GOAL:
Count how many lines hold the string "this". Give that number alone.

MATERIAL:
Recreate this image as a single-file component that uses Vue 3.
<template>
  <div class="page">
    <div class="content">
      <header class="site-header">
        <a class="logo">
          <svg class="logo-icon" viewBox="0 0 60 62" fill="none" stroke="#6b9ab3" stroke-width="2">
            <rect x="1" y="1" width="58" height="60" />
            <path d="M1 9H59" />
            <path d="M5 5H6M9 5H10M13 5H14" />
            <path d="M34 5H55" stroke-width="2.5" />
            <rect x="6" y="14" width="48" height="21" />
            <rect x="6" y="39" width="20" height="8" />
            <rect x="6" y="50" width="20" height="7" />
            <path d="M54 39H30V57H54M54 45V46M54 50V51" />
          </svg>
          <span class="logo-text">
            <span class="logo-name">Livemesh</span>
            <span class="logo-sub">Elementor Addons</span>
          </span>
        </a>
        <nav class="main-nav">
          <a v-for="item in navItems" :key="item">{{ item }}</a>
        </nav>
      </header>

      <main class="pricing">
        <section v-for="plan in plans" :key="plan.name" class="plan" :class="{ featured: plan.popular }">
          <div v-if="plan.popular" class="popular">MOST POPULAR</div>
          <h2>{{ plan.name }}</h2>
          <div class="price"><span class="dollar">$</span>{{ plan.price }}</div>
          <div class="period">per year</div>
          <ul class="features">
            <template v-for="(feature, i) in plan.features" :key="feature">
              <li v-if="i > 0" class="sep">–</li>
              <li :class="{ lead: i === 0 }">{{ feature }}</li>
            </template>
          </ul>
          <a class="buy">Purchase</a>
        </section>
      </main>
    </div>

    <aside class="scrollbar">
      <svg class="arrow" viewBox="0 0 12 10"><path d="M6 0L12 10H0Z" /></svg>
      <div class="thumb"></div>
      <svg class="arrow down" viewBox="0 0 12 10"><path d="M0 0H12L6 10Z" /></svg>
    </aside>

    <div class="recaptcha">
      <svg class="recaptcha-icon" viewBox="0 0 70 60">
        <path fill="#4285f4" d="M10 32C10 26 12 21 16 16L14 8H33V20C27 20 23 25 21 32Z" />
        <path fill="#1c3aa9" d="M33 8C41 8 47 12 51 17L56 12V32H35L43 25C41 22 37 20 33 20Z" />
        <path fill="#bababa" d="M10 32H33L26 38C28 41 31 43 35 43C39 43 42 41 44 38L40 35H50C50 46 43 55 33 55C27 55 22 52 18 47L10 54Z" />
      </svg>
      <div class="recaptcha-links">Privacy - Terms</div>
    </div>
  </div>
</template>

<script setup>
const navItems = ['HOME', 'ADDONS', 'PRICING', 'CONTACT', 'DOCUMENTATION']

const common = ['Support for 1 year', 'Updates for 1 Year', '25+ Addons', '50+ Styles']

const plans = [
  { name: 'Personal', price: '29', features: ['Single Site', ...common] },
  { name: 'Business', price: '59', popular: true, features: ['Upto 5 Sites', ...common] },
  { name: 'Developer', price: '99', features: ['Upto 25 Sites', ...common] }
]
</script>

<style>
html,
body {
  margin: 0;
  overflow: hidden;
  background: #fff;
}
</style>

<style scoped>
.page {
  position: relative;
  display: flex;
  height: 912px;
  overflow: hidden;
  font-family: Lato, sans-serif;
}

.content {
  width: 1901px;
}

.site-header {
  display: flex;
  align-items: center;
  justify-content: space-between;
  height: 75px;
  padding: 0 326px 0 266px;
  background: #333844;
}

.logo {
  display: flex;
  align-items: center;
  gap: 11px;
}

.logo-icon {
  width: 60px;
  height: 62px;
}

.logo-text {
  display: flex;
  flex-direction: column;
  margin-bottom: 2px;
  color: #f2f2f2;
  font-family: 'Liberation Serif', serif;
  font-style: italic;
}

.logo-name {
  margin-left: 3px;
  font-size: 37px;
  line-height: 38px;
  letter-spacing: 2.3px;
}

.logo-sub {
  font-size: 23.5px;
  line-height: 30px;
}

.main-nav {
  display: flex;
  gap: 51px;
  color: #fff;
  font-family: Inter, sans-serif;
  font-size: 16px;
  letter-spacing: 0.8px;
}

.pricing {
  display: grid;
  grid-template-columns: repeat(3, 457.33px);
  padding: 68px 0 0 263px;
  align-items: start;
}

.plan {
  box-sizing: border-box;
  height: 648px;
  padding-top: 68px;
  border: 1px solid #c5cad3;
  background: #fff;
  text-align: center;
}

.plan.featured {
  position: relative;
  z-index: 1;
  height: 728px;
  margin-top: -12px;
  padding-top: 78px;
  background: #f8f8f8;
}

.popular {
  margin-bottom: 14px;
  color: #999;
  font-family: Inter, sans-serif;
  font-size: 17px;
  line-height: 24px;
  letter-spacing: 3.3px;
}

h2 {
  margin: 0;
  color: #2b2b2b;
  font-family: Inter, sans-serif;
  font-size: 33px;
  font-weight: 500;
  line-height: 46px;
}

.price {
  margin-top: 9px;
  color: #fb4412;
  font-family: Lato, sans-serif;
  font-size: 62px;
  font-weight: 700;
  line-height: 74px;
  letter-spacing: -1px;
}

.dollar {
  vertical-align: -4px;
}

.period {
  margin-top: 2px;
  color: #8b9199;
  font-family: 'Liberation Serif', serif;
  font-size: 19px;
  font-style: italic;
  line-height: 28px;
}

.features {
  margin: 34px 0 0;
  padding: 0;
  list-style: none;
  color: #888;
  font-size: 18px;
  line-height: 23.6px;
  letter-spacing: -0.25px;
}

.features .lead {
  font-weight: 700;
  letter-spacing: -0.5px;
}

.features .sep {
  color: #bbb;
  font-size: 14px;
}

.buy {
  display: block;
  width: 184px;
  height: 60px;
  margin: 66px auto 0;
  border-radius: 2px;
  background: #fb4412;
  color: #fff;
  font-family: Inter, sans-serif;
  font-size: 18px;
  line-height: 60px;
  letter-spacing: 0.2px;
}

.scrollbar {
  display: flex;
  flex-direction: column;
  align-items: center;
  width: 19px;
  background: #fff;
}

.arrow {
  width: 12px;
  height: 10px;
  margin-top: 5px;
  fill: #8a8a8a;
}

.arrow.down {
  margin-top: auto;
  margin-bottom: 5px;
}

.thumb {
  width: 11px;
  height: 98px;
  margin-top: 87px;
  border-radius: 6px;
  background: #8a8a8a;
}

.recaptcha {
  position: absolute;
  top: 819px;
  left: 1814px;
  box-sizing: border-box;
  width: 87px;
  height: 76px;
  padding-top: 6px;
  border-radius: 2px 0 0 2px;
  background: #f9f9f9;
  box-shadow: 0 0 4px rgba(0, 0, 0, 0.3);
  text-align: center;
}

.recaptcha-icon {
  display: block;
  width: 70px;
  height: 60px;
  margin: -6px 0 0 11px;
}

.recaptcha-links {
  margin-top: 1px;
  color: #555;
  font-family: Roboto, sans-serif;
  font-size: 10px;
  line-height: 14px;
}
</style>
==
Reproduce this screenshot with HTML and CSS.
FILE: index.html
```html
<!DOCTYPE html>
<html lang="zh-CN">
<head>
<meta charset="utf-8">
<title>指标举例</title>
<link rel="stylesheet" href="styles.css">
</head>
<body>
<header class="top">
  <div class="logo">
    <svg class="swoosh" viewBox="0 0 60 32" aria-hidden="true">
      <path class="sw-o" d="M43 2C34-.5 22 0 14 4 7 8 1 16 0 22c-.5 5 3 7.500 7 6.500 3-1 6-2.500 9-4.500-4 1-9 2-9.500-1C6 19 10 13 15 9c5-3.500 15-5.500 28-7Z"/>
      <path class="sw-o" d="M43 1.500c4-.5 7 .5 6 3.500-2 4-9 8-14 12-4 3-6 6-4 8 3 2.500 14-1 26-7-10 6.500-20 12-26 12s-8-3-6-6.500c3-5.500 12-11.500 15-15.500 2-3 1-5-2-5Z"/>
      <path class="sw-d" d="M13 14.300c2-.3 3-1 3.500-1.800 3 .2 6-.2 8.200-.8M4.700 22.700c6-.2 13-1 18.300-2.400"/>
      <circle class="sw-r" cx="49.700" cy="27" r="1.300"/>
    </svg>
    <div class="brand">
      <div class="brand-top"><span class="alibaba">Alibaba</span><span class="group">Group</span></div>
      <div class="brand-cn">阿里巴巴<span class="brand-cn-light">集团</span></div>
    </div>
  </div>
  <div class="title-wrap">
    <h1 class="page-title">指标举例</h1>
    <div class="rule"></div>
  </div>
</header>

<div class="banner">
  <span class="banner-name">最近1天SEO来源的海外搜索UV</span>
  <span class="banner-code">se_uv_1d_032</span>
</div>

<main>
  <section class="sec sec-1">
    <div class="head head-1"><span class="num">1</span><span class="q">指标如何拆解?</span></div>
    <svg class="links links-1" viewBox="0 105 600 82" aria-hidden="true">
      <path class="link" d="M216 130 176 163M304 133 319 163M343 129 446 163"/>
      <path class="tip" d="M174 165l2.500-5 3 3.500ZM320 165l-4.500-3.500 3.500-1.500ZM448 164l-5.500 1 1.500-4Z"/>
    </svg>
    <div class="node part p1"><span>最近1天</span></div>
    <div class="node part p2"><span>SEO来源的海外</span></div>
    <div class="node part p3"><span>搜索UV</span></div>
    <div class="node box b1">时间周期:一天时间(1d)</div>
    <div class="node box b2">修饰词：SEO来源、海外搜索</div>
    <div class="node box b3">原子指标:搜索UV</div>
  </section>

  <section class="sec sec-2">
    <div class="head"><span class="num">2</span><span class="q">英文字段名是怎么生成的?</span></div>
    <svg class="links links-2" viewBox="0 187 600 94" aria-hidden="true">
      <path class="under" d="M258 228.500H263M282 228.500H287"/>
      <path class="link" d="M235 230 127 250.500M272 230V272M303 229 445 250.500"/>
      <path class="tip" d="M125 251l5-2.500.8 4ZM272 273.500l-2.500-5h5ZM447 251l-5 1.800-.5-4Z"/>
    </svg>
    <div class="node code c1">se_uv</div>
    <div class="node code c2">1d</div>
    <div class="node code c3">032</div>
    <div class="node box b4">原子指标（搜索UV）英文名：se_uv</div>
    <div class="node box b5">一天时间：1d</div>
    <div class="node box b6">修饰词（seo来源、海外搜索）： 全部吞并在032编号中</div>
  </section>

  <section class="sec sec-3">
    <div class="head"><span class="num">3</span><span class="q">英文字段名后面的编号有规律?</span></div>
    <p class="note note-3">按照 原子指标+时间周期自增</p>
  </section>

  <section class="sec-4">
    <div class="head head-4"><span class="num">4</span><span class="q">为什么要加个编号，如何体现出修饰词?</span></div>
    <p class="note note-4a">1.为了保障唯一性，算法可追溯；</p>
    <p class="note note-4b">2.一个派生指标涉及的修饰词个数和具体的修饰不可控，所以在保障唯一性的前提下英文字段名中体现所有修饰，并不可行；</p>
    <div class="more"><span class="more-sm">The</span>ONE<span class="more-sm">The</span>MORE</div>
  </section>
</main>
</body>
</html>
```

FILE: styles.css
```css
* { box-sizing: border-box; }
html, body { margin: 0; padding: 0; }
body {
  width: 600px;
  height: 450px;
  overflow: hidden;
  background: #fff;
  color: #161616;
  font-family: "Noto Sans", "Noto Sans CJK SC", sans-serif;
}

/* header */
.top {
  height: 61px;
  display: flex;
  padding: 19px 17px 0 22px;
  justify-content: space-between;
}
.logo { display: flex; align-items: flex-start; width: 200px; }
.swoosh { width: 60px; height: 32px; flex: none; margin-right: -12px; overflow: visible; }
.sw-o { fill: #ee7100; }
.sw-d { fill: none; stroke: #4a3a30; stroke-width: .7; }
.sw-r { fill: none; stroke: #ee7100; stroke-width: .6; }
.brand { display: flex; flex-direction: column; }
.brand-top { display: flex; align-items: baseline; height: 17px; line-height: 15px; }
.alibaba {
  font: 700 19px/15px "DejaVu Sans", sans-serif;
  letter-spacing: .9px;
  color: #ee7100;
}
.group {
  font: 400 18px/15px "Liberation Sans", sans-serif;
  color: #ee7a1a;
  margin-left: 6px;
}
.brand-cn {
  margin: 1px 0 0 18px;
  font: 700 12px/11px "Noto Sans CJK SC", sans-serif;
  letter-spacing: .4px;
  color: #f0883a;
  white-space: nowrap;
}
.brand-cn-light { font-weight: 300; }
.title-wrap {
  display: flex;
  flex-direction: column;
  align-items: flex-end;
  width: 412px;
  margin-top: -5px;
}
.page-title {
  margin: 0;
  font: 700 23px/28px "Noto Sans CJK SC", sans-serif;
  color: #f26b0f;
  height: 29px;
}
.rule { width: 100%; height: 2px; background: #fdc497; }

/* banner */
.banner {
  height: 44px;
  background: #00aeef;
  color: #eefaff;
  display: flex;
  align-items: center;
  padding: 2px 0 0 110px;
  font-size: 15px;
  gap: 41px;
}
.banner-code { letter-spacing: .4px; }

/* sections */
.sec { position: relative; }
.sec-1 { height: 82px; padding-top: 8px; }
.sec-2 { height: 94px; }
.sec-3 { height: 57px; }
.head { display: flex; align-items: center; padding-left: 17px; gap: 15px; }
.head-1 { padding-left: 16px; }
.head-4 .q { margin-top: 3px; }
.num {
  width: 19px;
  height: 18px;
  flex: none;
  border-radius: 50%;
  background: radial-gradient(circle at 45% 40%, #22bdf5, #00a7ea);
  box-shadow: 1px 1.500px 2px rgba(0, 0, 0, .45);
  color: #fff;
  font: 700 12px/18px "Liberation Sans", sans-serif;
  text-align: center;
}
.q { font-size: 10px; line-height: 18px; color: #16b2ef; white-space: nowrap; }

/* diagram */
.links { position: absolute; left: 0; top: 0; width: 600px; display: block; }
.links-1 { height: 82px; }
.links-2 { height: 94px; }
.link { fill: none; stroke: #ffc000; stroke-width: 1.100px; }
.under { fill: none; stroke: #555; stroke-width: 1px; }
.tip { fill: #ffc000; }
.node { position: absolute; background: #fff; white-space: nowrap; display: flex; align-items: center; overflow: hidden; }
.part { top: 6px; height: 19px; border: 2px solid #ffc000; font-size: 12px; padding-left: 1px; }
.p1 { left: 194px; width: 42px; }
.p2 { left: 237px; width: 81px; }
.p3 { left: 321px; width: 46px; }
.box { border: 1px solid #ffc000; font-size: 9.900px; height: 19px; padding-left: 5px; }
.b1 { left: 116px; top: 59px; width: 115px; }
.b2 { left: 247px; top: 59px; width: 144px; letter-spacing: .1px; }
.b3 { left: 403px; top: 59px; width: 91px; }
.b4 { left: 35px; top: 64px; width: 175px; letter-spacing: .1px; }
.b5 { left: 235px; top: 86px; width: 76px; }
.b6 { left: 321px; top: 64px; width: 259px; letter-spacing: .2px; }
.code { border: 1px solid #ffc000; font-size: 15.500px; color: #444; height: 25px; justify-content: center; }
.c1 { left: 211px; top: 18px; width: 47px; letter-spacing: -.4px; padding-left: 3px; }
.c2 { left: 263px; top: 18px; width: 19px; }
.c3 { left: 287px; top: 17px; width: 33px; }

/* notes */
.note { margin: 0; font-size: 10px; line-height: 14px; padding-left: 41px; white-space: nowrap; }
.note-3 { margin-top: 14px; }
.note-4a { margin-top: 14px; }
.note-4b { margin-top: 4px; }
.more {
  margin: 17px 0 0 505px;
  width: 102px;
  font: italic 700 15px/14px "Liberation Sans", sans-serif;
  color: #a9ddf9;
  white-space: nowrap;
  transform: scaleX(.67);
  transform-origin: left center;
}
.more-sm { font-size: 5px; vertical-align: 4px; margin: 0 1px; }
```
...
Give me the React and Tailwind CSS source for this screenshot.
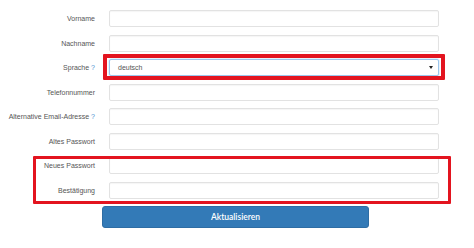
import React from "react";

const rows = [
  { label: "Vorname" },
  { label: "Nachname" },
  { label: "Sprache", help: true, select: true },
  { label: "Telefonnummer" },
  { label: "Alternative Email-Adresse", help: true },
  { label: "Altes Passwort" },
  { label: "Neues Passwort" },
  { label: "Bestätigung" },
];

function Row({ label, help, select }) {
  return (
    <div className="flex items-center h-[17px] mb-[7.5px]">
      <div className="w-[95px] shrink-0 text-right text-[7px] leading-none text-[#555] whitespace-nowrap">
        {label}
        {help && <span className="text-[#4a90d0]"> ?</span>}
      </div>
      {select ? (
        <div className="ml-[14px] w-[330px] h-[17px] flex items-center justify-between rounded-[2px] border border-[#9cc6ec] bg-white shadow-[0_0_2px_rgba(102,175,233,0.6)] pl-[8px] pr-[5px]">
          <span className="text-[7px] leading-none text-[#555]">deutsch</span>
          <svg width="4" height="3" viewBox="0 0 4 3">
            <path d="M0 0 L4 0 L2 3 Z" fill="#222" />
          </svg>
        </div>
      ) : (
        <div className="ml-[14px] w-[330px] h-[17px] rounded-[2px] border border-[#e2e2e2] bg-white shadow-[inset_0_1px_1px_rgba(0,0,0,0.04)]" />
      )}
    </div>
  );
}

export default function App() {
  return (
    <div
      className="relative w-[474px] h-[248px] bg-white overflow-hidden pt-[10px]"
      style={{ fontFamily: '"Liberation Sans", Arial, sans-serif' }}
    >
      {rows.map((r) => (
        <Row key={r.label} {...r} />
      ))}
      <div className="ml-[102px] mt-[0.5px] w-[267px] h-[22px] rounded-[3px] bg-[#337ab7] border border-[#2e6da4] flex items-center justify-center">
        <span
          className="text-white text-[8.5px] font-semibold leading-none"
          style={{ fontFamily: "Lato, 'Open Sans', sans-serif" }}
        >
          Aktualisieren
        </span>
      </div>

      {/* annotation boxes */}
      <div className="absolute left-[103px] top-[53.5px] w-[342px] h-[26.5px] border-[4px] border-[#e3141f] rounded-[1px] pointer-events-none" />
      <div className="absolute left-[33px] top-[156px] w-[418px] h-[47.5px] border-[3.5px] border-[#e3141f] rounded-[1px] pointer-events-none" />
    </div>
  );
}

RESULT OF THE EXERCISE:
3